On Sunday February 22, some 20 activists gathered in Praça São Judas Tadeu, outside the bondinho (tram) station leading up to the Christ the Redeemer statue, in Rio’s leafy Cosme Velho neighborhood. Hailing from Cerro Corá, a favela just five minutes walk from this busy tourist spot, they wanted to combat the invisibility of Rio’s favelas and “show Cariocas and tourists what happens underneath Christ the Redeemer.”
The activists, members of Cerro Corá–Moradores em Movimento, highlighted a number of issues currently facing Rio’s favelas: home demolitions and evictions, failure of basic services such as water and electricity, and police violence against favela residents all being publicized. Watched by crowds of tourists on their way up to the statue, they unfurled banners and put up posters in Portuguese, English and Spanish–from “The Favela is part of the City,” to “Cabral: Oppressor from 1500 to 2014.”
The protest included a performance watched by passers-by. An indigenous Amerindian, a slave and a modern-day favela resident all stood tied and handcuffed by “Cabral,” a hybrid of Pedro Álvares Cabral, the Portuguese military commander credited with discovering Brazil in 1500, and his modern-day namesake Sérgio Cabral, the current governor of Rio state. Cabral explained his desire to conquer and control, while the three prisoners explained their plights and suffering at his hands.

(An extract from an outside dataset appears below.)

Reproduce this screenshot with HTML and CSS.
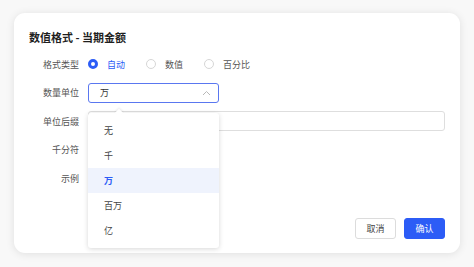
FILE: index.html
```html
<!DOCTYPE html>
<html lang="zh-CN">
<head>
<meta charset="utf-8">
<link rel="stylesheet" href="styles.css">
</head>
<body>
<div class="dialog">
  <div class="title">数值格式 - 当期金额</div>
  <div class="form">
    <div class="row">
      <div class="label">格式类型</div>
      <div class="control radios">
        <label class="radio checked"><span class="dot"></span><span class="rtext">自动</span></label>
        <label class="radio"><span class="dot"></span><span class="rtext">数值</span></label>
        <label class="radio"><span class="dot"></span><span class="rtext">百分比</span></label>
      </div>
    </div>
    <div class="row">
      <div class="label">数量单位</div>
      <div class="control">
        <div class="select">
          <span class="sel-text">万</span>
          <svg class="chev" width="9" height="6" viewBox="0 0 9 6"><path d="M1 5 L4.5 1.5 L8 5" fill="none" stroke="#b8b8b8" stroke-width="1"/></svg>
          <div class="menu">
            <span class="caret"></span>
            <div class="item">无</div>
            <div class="item">千</div>
            <div class="item active">万</div>
            <div class="item">百万</div>
            <div class="item">亿</div>
          </div>
        </div>
      </div>
    </div>
    <div class="row">
      <div class="label">单位后缀</div>
      <div class="control"><div class="input"></div></div>
    </div>
    <div class="row">
      <div class="label">千分符</div>
      <div class="control"></div>
    </div>
    <div class="row">
      <div class="label">示例</div>
      <div class="control"></div>
    </div>
  </div>
  <div class="footer">
    <button class="btn">取消</button>
    <button class="btn primary">确认</button>
  </div>
</div>
</body>
</html>
```
FILE: styles.css
```css
* { box-sizing: border-box; }
html, body { margin: 0; padding: 0; }
body {
  width: 474px;
  height: 267px;
  background: #f8f8f8;
  font-family: "Noto Sans CJK SC", "Noto Sans", sans-serif;
  padding: 13px 14px 0 14px;
  overflow: hidden;
}
.dialog {
  width: 446px;
  height: 240px;
  background: #fff;
  border-radius: 11px;
  box-shadow: 0 1px 8px rgba(0,0,0,0.10);
  padding: 17px 15px 14px 15px;
  display: flex;
  flex-direction: column;
}
.title {
  font-size: 11px;
  font-weight: 700;
  color: #1f1f1f;
  line-height: 14px;
  height: 14px;
}
.form {
  margin-top: 10px;
  display: flex;
  flex-direction: column;
  gap: 8.5px;
}
.row {
  display: flex;
  align-items: center;
  height: 20px;
}
.label {
  width: 50px;
  text-align: right;
  font-size: 9px;
  color: #555;
  margin-right: 9px;
  flex: none;
}
.control {
  flex: 1;
  display: flex;
  align-items: center;
  height: 20px;
}
.radios { gap: 0; }
.radio {
  display: flex;
  align-items: center;
  width: 58px;
  font-size: 9px;
  color: #555;
}
.radio .dot {
  width: 10px;
  height: 10px;
  border-radius: 50%;
  border: 1px solid #d6d6d6;
  margin-right: 9px;
  flex: none;
}
.radio.checked .dot {
  border: 3px solid #2c5cf6;
  background: #fff;
}
.radio.checked .rtext { color: #2c5cf6; }
.select {
  position: relative;
  width: 131px;
  height: 20px;
  border: 1px solid #5a77f0;
  border-radius: 3px;
  display: flex;
  align-items: center;
  justify-content: space-between;
  padding: 0 7px 0 11px;
  font-size: 9px;
  color: #333;
}
.chev { display: block; }
.menu {
  position: absolute;
  z-index: 2;
  left: -1px;
  top: 29px;
  width: 131px;
  background: #fff;
  border-radius: 3px;
  box-shadow: 0 1px 5px rgba(0,0,0,0.16);
  padding: 5px 0;
}
.caret {
  position: absolute;
  top: -3px;
  left: 28px;
  width: 6px;
  height: 6px;
  background: #fff;
  transform: rotate(45deg);
  box-shadow: -1px -1px 2px rgba(0,0,0,0.07);
}
.item {
  position: relative;
  height: 25px;
  line-height: 25px;
  padding-left: 16px;
  font-size: 9px;
  color: #444;
}
.item.active {
  background: #eff3fd;
  color: #2c5cf6;
  font-weight: 700;
}
.input {
  width: 357px;
  height: 20px;
  border: 1px solid #dedede;
  border-radius: 3px;
}
.footer {
  margin-top: auto;
  display: flex;
  justify-content: flex-end;
  gap: 8px;
}
.btn {
  width: 41px;
  height: 21px;
  border: 1px solid #dcdcdc;
  border-radius: 3px;
  background: #fff;
  font-family: inherit;
  font-size: 9px;
  color: #444;
  padding: 0;
}
.btn.primary {
  background: #2c5cf6;
  border-color: #2c5cf6;
  color: #fff;
}
```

Once the scene finished, a drum began to beat and the group burst into song, with renditions of funk classics such as Rap da Felicidade–“I just want to be happy/And walk peacefully in the favela where I was born”–and chants about corruption, violence and the right of the favela to the city.
David dos Santos, one of the organizers of the event, elaborated: “Today we decided to come down from the favela, to come to a tourist spot, in order to explain a bit to the visitors what is happening in Rio’s favelas… We performed a show that speaks a little about the situation today, which is not that different from colonization.” He continued: “There are removals happening all over Rio. We’re here resisting–here to say that the favela has been abandoned.”
“Five minutes away from the Corcovado, people see a beautiful landscape, but little do they know that we live there without water, and without electricity,” said Jeferson Dias da Cunha, member of the group and one of the actors in the performance. “The importance of today’s event is to bring this reality and show it to the tourists who come here, to show them that Rio isn’t simply ‘marvellous.’ It is marvellous, but it has a population whose needs have to be met.”
Cerro Corá – Moradores em Movimento was founded last year by residents of Cerro Corá to campaign for and protect the rights of the community. Their projects include creating a community museum and library. According to Jeferson, they want to “inspire the residents, and bring them a political consciousness so they don’t wait around for the State, because they’re only going to come every four years, wanting votes.”